図2において,私たちは,どの実現推測区間が真値を含んでいるかの区別がつかない.ただ,そのうちの95%は頻度的に真値を含んでいる.その場合,いま目の前にある実現推測区間に真値が属する確率は95%と思っていい ... というのがFisherの主なアイデアであろう.このアイデアをもとに,技術的には,パラメータ値を所与としたときの統計量の頻度的な確率分布を形式的に裏返すことで,パラメータ値に対する"確率分布"を求めた.この確率分布は,(少なくとも1930年の論文が設定しているような単純な前提ならば)少なくとも形式的には,確率の公理を満たしている.

この話だけを聞くと,Neyman流信頼区間とFisher流推測区間には,数値的にも大きな違いがあると思うかもしれない.しかし,1930年論文で扱っているような,連続型確率分布で,かつ,局外パラメータがないような単純な場合には,両者は数値的には同じである.1930年論文が扱っている単純な状況では,Fisher流推測区間は,技術的には,枢軸量(pivotal quantity)を用いて求めるのだが,それはNeyman流信頼区間を求める方法でもある.
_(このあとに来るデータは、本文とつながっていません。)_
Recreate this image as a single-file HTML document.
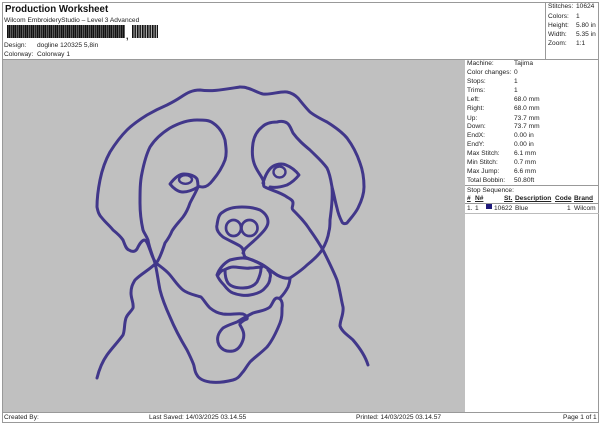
<!DOCTYPE html>
<html><head><meta charset="utf-8"><style>
html,body{margin:0;padding:0;background:#fff}
#p{position:relative;width:600px;height:424px;overflow:hidden;background:#fff;font-family:"Liberation Sans",sans-serif;font-size:6.6px;color:#222;filter:blur(.3px)}
#p span{position:absolute;white-space:nowrap;line-height:8px}
.l{position:absolute;background:#999}
u{text-decoration:underline;font-weight:bold}
</style></head><body><div id="p">
<div class="l" style="left:2px;top:2px;width:597px;height:1px"></div>
<div class="l" style="left:2px;top:2px;width:1px;height:420px"></div>
<div class="l" style="left:598px;top:2px;width:1px;height:420px"></div>
<div class="l" style="left:2px;top:59px;width:597px;height:1px"></div>
<div class="l" style="left:545px;top:2px;width:1px;height:57px"></div>
<div class="l" style="left:2px;top:412px;width:597px;height:1px"></div>
<div class="l" style="left:2px;top:422px;width:597px;height:1px"></div>
<div style="position:absolute;left:3px;top:60px;width:462px;height:352px;background:#c0c0c0"></div>
<span style="left:5px;top:4px;font-size:9.7px;font-weight:bold;line-height:11px;color:#111">Production Worksheet</span>
<span style="left:4px;top:17px">Wilcom EmbroideryStudio – Level 3 Advanced</span>
<div style="position:absolute;left:7px;top:25px;width:118px;height:13px;background:repeating-linear-gradient(90deg,#111 0,#111 1.500px,#777 1.500px,#777 2px,#111 2px,#111 3px,#999 3px,#999 3.500px,#222 3.500px,#222 5.500px,#888 5.500px,#888 6px)"></div>
<span style="left:126px;top:32px;font-weight:bold;font-size:9px">,</span>
<div style="position:absolute;left:132px;top:25px;width:26px;height:13px;background:repeating-linear-gradient(90deg,#111 0,#111 1.500px,#aaa 1.500px,#aaa 2.500px,#222 2.500px,#222 4px,#aaa 4px,#aaa 5px)"></div>
<span style="left:4px;top:42px">Design:</span><span style="left:37px;top:42px">dogline 120325 5,8in</span>
<span style="left:4px;top:51px">Colorway:</span><span style="left:37px;top:51px">Colorway 1</span>
<span style="left:548px;top:3px">Stitches:</span><span style="left:576px;top:3px">10624</span>
<span style="left:548px;top:13px">Colors:</span><span style="left:576px;top:13px">1</span>
<span style="left:548px;top:22px">Height:</span><span style="left:576px;top:22px">5.80 in</span>
<span style="left:548px;top:31px">Width:</span><span style="left:576px;top:31px">5.35 in</span>
<span style="left:548px;top:40px">Zoom:</span><span style="left:576px;top:40px">1:1</span>
<span style="left:467px;top:60px">Machine:</span><span style="left:514px;top:60px">Tajima</span>
<span style="left:467px;top:69px">Color changes:</span><span style="left:514px;top:69px">0</span>
<span style="left:467px;top:78px">Stops:</span><span style="left:514px;top:78px">1</span>
<span style="left:467px;top:87px">Trims:</span><span style="left:514px;top:87px">1</span>
<span style="left:467px;top:96px">Left:</span><span style="left:514px;top:96px">68.0 mm</span>
<span style="left:467px;top:105px">Right:</span><span style="left:514px;top:105px">68.0 mm</span>
<span style="left:467px;top:115px">Up:</span><span style="left:514px;top:115px">73.7 mm</span>
<span style="left:467px;top:123px">Down:</span><span style="left:514px;top:123px">73.7 mm</span>
<span style="left:467px;top:132px">EndX:</span><span style="left:514px;top:132px">0.00 in</span>
<span style="left:467px;top:141px">EndY:</span><span style="left:514px;top:141px">0.00 in</span>
<span style="left:467px;top:150px">Max Stitch:</span><span style="left:514px;top:150px">6.1 mm</span>
<span style="left:467px;top:159px">Min Stitch:</span><span style="left:514px;top:159px">0.7 mm</span>
<span style="left:467px;top:168px">Max Jump:</span><span style="left:514px;top:168px">6.6 mm</span>
<span style="left:467px;top:177px">Total Bobbin:</span><span style="left:514px;top:177px">50.80ft</span>
<div class="l" style="left:465px;top:185px;width:134px;height:1px"></div>
<span style="left:467px;top:187px">Stop Sequence:</span>
<span style="left:467px;top:195px"><u>#</u></span><span style="left:475px;top:195px"><u>N#</u></span>
<span style="left:504px;top:195px"><u>St.</u></span><span style="left:515px;top:195px"><u>Description</u></span>
<span style="left:555px;top:195px"><u>Code</u></span><span style="left:574px;top:195px"><u>Brand</u></span>
<div class="l" style="left:465px;top:203px;width:134px;height:1px"></div>
<span style="left:467px;top:205px">1.</span><span style="left:475px;top:205px">1</span>
<div style="position:absolute;left:486px;top:204px;width:6px;height:5px;background:#1f1a7a"></div>
<span style="left:494px;top:205px">10622</span><span style="left:515px;top:205px">Blue</span>
<span style="left:567px;top:205px">1</span><span style="left:574px;top:205px">Wilcom</span>
<div class="l" style="left:465px;top:213px;width:134px;height:1px;background:#bbb"></div>
<span style="left:4px;top:414px">Created By:</span>
<span style="left:149px;top:414px">Last Saved: 14/03/2025 03.14.55</span>
<span style="left:356px;top:414px">Printed: 14/03/2025 03.14.57</span>
<span style="left:563px;top:414px">Page 1 of 1</span>
<svg width="600" height="424" style="position:absolute;left:0;top:0" fill="none" stroke="#41378a" stroke-width="3" stroke-linecap="round" stroke-linejoin="round">
<path d="M240 87C226 89 213 92 200 90C192 90 187 93 181 97C175 101 171 103 167 105C160 108 154 111 147 115C139 120 133 124 127 130C120 137 115 144 110 152C105 161 102 170 100 180C98 190 97 198 97 207C98 212 99 215 102 218C106 223 110 226 113 230C118 234 121 237 123 240C125 245 126 249 129 250C132 252 135 252 137 249C139 245 141 241 144 240C147 240 148 245 150 250C152 255 153 259 156 263C161 267 166 270 170 275C175 281 178 286 183 290C188 294 195 295 201 297C204 300 206 304 210 308C215 312 218 313 223 314C230 315 238 313 243 314C246 315 248 317 247 319C244 320 239 323 240 325C243 330 245 334 243 340C241 346 238 350 233 351C227 352 222 350 219 345C216 339 218 333 223 328C228 325 232 324 237 322C242 319 247 316 253 313C259 311 265 311 270 307C273 303 274 298 277 298C281 298 283 302 282 308C282 314 282 318 280 323C276 333 272 341 267 347C261 353 255 357 250 362C246 367 245 370 242 373C239 377 237 379 233 380C225 382 217 383 210 382C204 381 199 379 197 375C194 371 195 367 193 363C191 358 189 354 187 350C181 340 175 329 170 317C165 306 162 298 160 290C158 280 157 271 155 263C152 254 149 247 148 240C146 235 144 233 143 230C141 221 140 212 140 203C140 192 140 182 142 173C144 163 146 155 150 147C155 139 162 133 170 128C179 123 188 120 197 120C204 120 209 120 213 123C219 127 223 133 225 140C226 147 227 154 225 160C222 168 218 174 213 180C210 184 207 187 203 187C200 187 199 186 198 187C196 192 193 197 190 203C188 209 186 213 183 217C179 222 175 226 172 231C170 236 168 239 165 243C163 249 160 258 157 262C151 269 142 273 135 280C132 285 131 288 131 293C131 299 134 303 133 308C131 312 128 313 126 318C124 324 125 330 123 335C118 342 112 348 107 355C102 362 99 370 97 378"/>
<path d="M240 87C243 87 245 87 247 88C252 89 258 93 263 94C271 95 280 91 287 92C292 93 295 95 298 98C302 103 306 108 310 112C315 116 321 119 327 122C335 127 342 132 347 138C353 146 357 154 360 163C363 171 364 179 364 187C364 195 361 202 358 208C355 214 350 219 347 223C345 224 343 224 342 222C340 218 338 213 337 208C335 201 334 194 332 187C331 181 330 174 327 168C322 161 316 156 310 150C304 145 298 140 293 133C291 129 290 125 287 123C284 121 281 121 277 122C271 122 266 123 262 127C257 131 254 137 253 143C252 150 252 157 254 163C256 170 261 175 263 180C265 184 262 186 265 187C270 190 280 192 287 197C290 199 293 200 293 203C293 207 291 208 293 210C299 216 305 222 310 230C315 237 319 243 323 250C328 260 333 270 337 280C340 290 341 299 343 307C344 314 340 320 340 326C342 332 349 336 353 340C359 347 365 355 368 365"/>
<path d="M332 187C333 200 331 212 330 220C330 225 330 228 329 231C328 238 325 245 322 250C318 256 312 261 307 265C302 270 296 274 290 278C285 279 281 277 277 275C272 272 268 268 263 265C258 262 251 260 245 257C243 254 244 252 243 250C243 248 241 247 240 246C235 243 228 240 223 237C218 233 216 229 217 225C218 218 219 214 223 212C228 208 235 207 242 207C249 207 255 208 260 210C265 213 268 217 268 222C268 227 263 232 258 237C254 241 250 244 247 247C244 249 244 251 243 253"/>
<path d="M226 228a7.500 8 0 0 1 15 0a7.500 8 0 0 1-15 0M241.500 228a8 8 0 0 1 16 0a8 8 0 0 1-16 0" stroke-width="2.700"/>
<path d="M243 258C238 258 234 259 230 260C224 263 219 269 217 275C219 280 222 283 224 285C227 289 230 292 233 293C238 295 245 296 250 295C256 294 262 292 265 288C268 285 270 282 270 278C271 275 270 272 268 270"/>
<path d="M243 258C248 258 253 260 257 262C261 264 264 266 267 268C271 271 274 273 277 275"/>
<path d="M218 275C220 272 222 270 224 270C228 268 230 267 233 267C239 267 245 269 250 268C255 268 259 267 262 267"/>
<path d="M225 270C225 276 226 280 228 283C231 287 237 288 243 288C249 288 254 286 257 282C259 278 261 273 261 268"/>
<path d="M290 278C290 282 289 284 288 287C286 291 283 295 280 298"/>
<path d="M170 184C173 180 178 174 184 174C190 174 195 176 197 179C198 182 198 185 198 187C193 190 188 192 183 192C178 192 173 188 170 184Z"/>
<ellipse cx="185.500" cy="179.500" rx="6.500" ry="4.300" stroke-width="2.400"/>
<path d="M263 183C265 176 268 170 272 167C276 164 282 163 286 165C291 167 296 171 299 175C295 180 291 183 287 185C281 187 275 188 270 187"/>
<ellipse cx="279.500" cy="172" rx="6" ry="5.500" stroke-width="2.400"/>
</svg>
</div></body></html>
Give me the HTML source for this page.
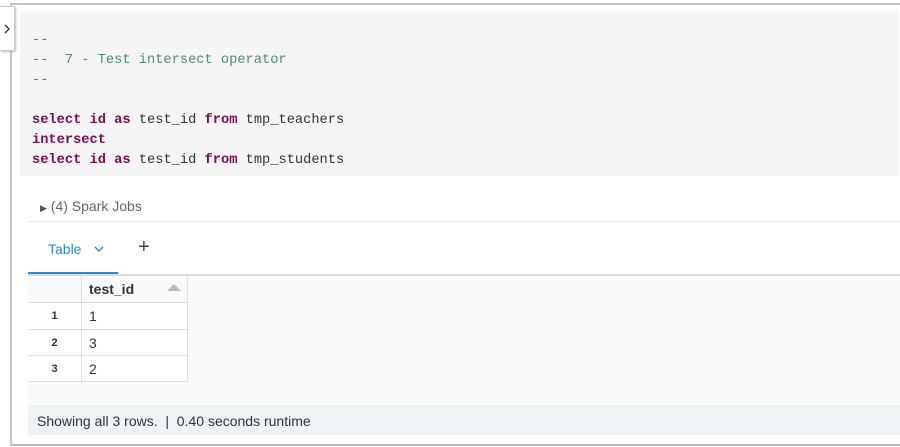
<!DOCTYPE html>
<html><head><style>
body{margin:0;width:900px;height:447px;background:#fff;position:relative;overflow:hidden;font-family:"Liberation Sans",sans-serif}
.outer{position:absolute;left:10px;top:3px;width:892px;height:439px;border-top:2px solid #c4c4c4;border-left:2px solid #c8c8c8;border-bottom:2px solid #bdbdbd}
.tog{position:absolute;left:0;top:6px;width:14px;height:43px;background:#fff;border:1px solid #c8c8c8;border-left:none;box-shadow:1px 1px 2px rgba(0,0,0,.25)}
.code{position:absolute;left:20px;top:11px;width:879px;height:165px;background:#f5f5f5}
pre{margin:0;position:absolute;left:12px;top:20px;font-family:"Liberation Mono",monospace;font-size:13.7px;line-height:20px;color:#333}
.c{color:#4f8a74}.k{color:#7a0d4f;font-weight:bold}
.jobs{position:absolute;left:40px;top:198px;font-size:14px;color:#666}
.box{position:absolute;left:28px;top:221px;width:872px;height:184px;border-top:1px solid #e6e6e6;background:#fff}
.tab{position:absolute;left:20px;top:19px;font-size:14px;color:#2a8ad4}
.und{position:absolute;left:0;top:50px;width:90px;height:2px;background:#2a8ad4}
.grid{position:absolute;left:0;top:52px;width:872px;height:128px;background:#fafafa;border-top:2px solid #dcdcdc}
.cell{position:absolute;box-sizing:border-box;border-right:1px solid #ddd;border-bottom:1px solid #ddd;font-size:14px;color:#333}
.n{font-size:11px;font-weight:bold;text-align:center;padding-top:7px;background:#fff}
.foot{position:absolute;left:28px;top:405px;width:872px;height:30px;background:#eef3f6;font-size:14px;color:#333;line-height:32px;padding-left:9px;box-sizing:border-box}
</style></head><body>
<div class="outer"></div>
<div class="tog"><svg width="14" height="43"><path d="M5 22 L9 26 L5 30" transform="translate(0,-4)" fill="none" stroke="#333" stroke-width="1.3"/></svg></div>
<div class="code"><pre><span class="c">--
--  7 - Test intersect operator
--</span>

<span class="k">select</span> <span class="k">id</span> <span class="k">as</span> test_id <span class="k">from</span> tmp_teachers
<span class="k">intersect</span>
<span class="k">select</span> <span class="k">id</span> <span class="k">as</span> test_id <span class="k">from</span> tmp_students</pre></div>
<div class="jobs"><span style="font-size:9px;color:#555">&#9654;</span> (4) Spark Jobs</div>
<div class="box">
<div class="tab">Table <svg width="12" height="10" style="margin-left:8px"><path d="M2 3 L6 7 L10 3" fill="none" stroke="#2a8ad4" stroke-width="1.4"/></svg></div>
<div style="position:absolute;left:110px;top:14px;font-size:20px;color:#444">+</div>
<div class="und"></div>
<div class="grid">
<div class="cell" style="left:0;top:0;width:54px;height:27px;"></div>
<div class="cell" style="left:54px;top:0;width:106px;height:27px;background:#fafafa;font-weight:bold;padding:5px 0 0 7px">test_id<span style="position:absolute;right:6px;top:8px;width:0;height:0;border-left:7px solid transparent;border-right:7px solid transparent;border-bottom:7px solid #bbb"></span></div>
<div class="cell n" style="left:0;top:27px;width:54px;height:27px;">1</div>
<div class="cell" style="left:54px;top:27px;width:106px;height:27px;background:#fff;padding:5px 0 0 7px">1</div>
<div class="cell n" style="left:0;top:54px;width:54px;height:26px;">2</div>
<div class="cell" style="left:54px;top:54px;width:106px;height:26px;background:#fff;padding:5px 0 0 7px">3</div>
<div class="cell n" style="left:0;top:80px;width:54px;height:26px;">3</div>
<div class="cell" style="left:54px;top:80px;width:106px;height:26px;background:#fff;padding:5px 0 0 7px">2</div>
</div>
</div>
<div class="foot">Showing all 3 rows. &nbsp;| &nbsp;0.40 seconds runtime</div>
</body></html>
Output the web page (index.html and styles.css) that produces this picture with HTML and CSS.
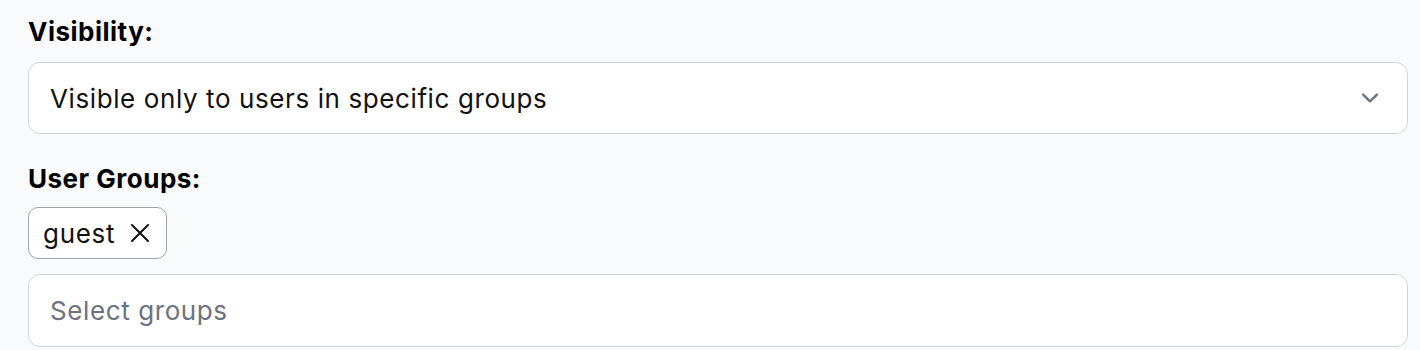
FILE: index.html
```html
<!DOCTYPE html>
<html>
<head>
    <title>Visibility Settings</title>
    <link rel="stylesheet" href="styles.css">
</head>
<body>
    <div class="form">
        <!-- Visibility -->
        <label class="field-label">Visibility:</label>
        <div class="select-box">
            <span class="select-value">Visible only to users in specific groups</span>
            <svg class="chevron" viewBox="0 0 24 24" fill="none" stroke="currentColor" stroke-width="2.6" stroke-linecap="round" stroke-linejoin="round">
                <path d="M19.5 8.25l-7.5 7.5-7.5-7.5"/>
            </svg>
        </div>

        <!-- User groups -->
        <label class="field-label second">User Groups:</label>
        <div class="chips">
            <span class="chip">
                guest
                <svg class="chip-x" viewBox="0 0 20 20" fill="none" stroke="currentColor" stroke-width="2" stroke-linecap="round">
                    <path d="M2 2l16 16M18 2L2 18"/>
                </svg>
            </span>
        </div>
        <div class="input-box">
            <span class="placeholder">Select groups</span>
        </div>
    </div>
</body>
</html>
```

FILE: styles.css
```css
body {
    margin: 0;
    padding: 0;
    background-color: #f9fafb;
    font-family: Inter, "Noto Sans", sans-serif;
    color: #000;
}

.form {
    display: flex;
    flex-direction: column;
    padding: 14px 12px 0 28px;
}

/* Labels */
.field-label {
    font-size: 26px;
    font-weight: 700;
    letter-spacing: 0.5px;
    line-height: 36px;
    margin-bottom: 12px;
}

.field-label.second {
    margin-top: 27px;
    margin-bottom: 10px;
}

/* Select */
.select-box {
    display: flex;
    align-items: center;
    justify-content: space-between;
    height: 72px;
    box-sizing: border-box;
    padding: 0 26px 0 21px;
    background-color: #fff;
    border: 1px solid #d1d5db;
    border-radius: 12px;
}

.select-value {
    font-size: 26px;
    letter-spacing: 0.6px;
    color: #111;
}

.chevron {
    width: 22px;
    height: 22px;
    color: #6b7280;
}

/* Chips */
.chips {
    display: flex;
    gap: 8px;
    margin-bottom: 15px;
}

.chip {
    display: flex;
    align-items: center;
    gap: 15px;
    height: 52px;
    box-sizing: border-box;
    padding: 0 16px 0 14px;
    font-size: 26px;
    letter-spacing: 0.7px;
    color: #111;
    background-color: #fff;
    border: 1px solid #a1a1aa;
    border-radius: 10px;
}

.chip-x {
    width: 20px;
    height: 20px;
    color: #111;
}

/* Input */
.input-box {
    display: flex;
    align-items: center;
    height: 73px;
    box-sizing: border-box;
    padding: 0 21px;
    background-color: #fff;
    border: 1px solid #d1d5db;
    border-radius: 12px;
}

.placeholder {
    font-size: 26px;
    letter-spacing: 0.6px;
    color: #6b7280;
}
```
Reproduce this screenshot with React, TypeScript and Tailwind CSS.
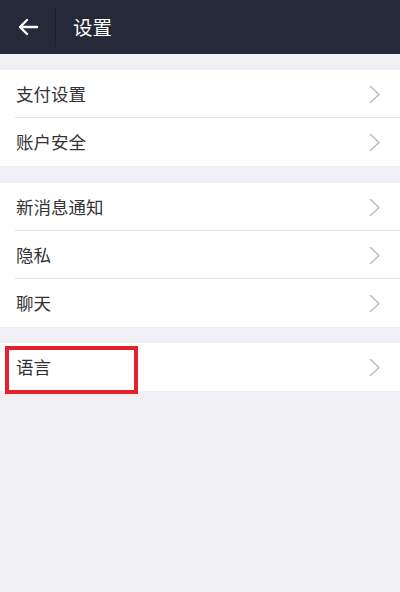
import React from "react";

const font = { fontFamily: '"Noto Sans CJK SC", "Noto Sans", sans-serif' };

function Chevron() {
  return (
    <svg width="12" height="19" viewBox="0 0 12 19" fill="none" className="shrink-0">
      <path d="M1.5 1.5 L10 9.5 L1.5 17.5" stroke="#b9b9be" strokeWidth="1.4" strokeLinecap="round" strokeLinejoin="round" />
    </svg>
  );
}

function Row({ label, last }: { label: string; last?: boolean }) {
  return (
    <div className="relative flex h-[48px] items-center bg-white pl-[16px] pr-[19px]">
      <span className="flex-1 text-[17.5px] text-[#333333]">{label}</span>
      <Chevron />
      {!last && <div className="absolute bottom-0 left-[15px] right-0 h-px bg-[#e4e4e8]" />}
    </div>
  );
}

export default function App() {
  return (
    <div className="relative flex h-[592px] w-[400px] flex-col bg-[#efeff4]" style={font}>
      <div className="flex h-[54px] items-center bg-[#262937]">
        <div className="flex h-full w-[55px] items-center justify-center">
          <svg width="22" height="18" viewBox="0 0 22 18" fill="none">
            <path d="M20 9 H3 M10 2 L3 9 L10 16" stroke="#ffffff" strokeWidth="2.4" strokeLinecap="round" strokeLinejoin="round" />
          </svg>
        </div>
        <div className="h-[38px] w-px bg-[#1d1f2b]" />
        <span className="ml-[17px] text-[19.5px] text-white">设置</span>
      </div>
      <div className="h-[16px]" />
      <Row label="支付设置" />
      <Row label="账户安全" last />
      <div className="h-[17px]" />
      <Row label="新消息通知" />
      <Row label="隐私" />
      <Row label="聊天" last />
      <div className="h-[16px]" />
      <div className="relative">
        <Row label="语言" last />
        <div className="absolute left-[5px] top-[3px] h-[48px] w-[133px] border-[4px] border-[#e3202b]" />
      </div>
    </div>
  );
}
Fisherは,1930年より前で最尤推定を推定の中心と考えていた時期には,同一母集団からの繰り返し抽出をもとに理論を整備していった.しかし,1930年以降になり,その考えを捨て,統計的推測での確率計算は,参照集団(reference set)に基づき行うべきものと主張するようになる.Fisher正確検定(Fisher直接確率検定)などにおいて,FisherとNeymanの哲学的な違いは目立つようになる.

 

以上の議論は,いずれの立場であっても,前提としているモデルが正しいものとして論じた.<モデルの前提が正しい>ものとして議論を進めていくことに対する批判としては,Kass(2011) Statistcal Inference:The Big Picture, Statistical Science, 26(1), 1-9を参照してほしい.